Will the Stock Market Crash in September?

The stock market is set to crash in September - at least that's what a recent round of reports claim. And, by the way, September's just about here.

Worried?

Well, there have always been various stock market indicators that supposedly tip us off as to a coming crash - or even a coming boom. They're too numerous to mention. Suffice it to say that some of them have predicted events from time to time. They actually seem to work.

But when they catch on with the wider public, specifically with the investment community, they lose all their "magical" predictive power. When everyone starts trading around them, then they just kind of fade into oblivion.

Let's take the so-called "Hindenburg Omen." It's supposedly saying "Crash!" in September for stocks. It's not even worth going through what exactly this indicator consists of. It's been right sometimes, wrong others. Why pay attention?

For one thing, I think there are folks out there who really do like this "gloom" or even "end of the world" type stuff. So I'm guessing this plays into their emotions and gets people reading stories in publications like the Wall Street Journal.

It's too bad, because there are indicators that have stood the test of time and can help you invest better. But the good indicators usually don't make these bold kinds of predictions - especially bold predictions that tell you not only that disaster is coming, but exactly when to expect it.

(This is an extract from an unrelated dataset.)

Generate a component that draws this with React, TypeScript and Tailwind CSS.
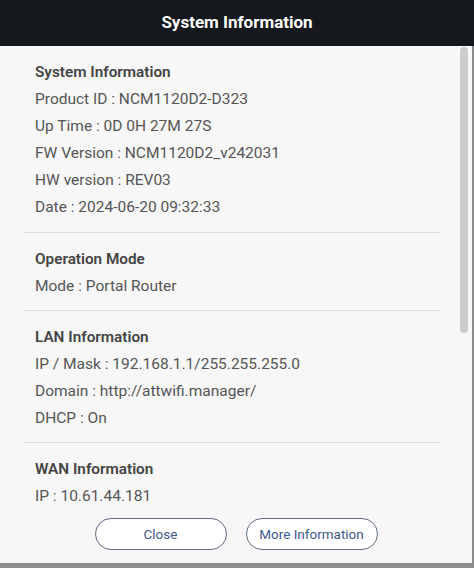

For example, my firm uses some technical analysis and we find it useful in helping us decide how much of this or that item to put new money into, or when to scale back and get more defensive by let's say, raising cash, or considering some other hedging mechanism.

But the thing with that is, there's no drama in it. It's more of a kind of plodding thing that you do to make sure you do a good job making decisions.

Now calling for a crash - that's something else! There's something exciting about that, now, isn't there?

One thing about crashes to remember is this: it's usually not crashes that really get you. That's not how really bad bear markets work.

No, really bad bear markets just sort of slowly strangle you. The bear squeezes you until you look a bit red in the face - then he eases off. You stick with your stocks, or other investments. You figure the worst is over. The bear plays along by allowing a bit of a rally - or maybe even a big rally like we just had.

Then the squeezing starts again. You lose even more than you did last time. Then the same process repeats itself.

This goes on until maybe you realize you're screwed. And then you don't sell because you figure it's going to "come back" and you don't want to sell out at the bottom.

And that's when the final blow comes. Everything just kind of grinds to a halt. Nothing happens - for a long time. And soon everyone just sort of gets depressed and gives up. You included. The world's pretty much changed forever. You think, "This stuff will never come back." So you sell.

So while getting stuck in a crash is no fun - and it's best to avoid it if you can - the real killer is the really bad bear market. That's the thing you've got to watch for.

And I think we may very well be in one right now.

Of course, if you believe in "stocks for the long run" or "buy and hold" investing, none of this matters to you. You'll just hang in there no matter what. And eventually you'll be vindicated - even if it's 20, 30 or 40 years from now.

If you think that way, I'm guessing you've never really been through a really bad bear market. But good luck anyway.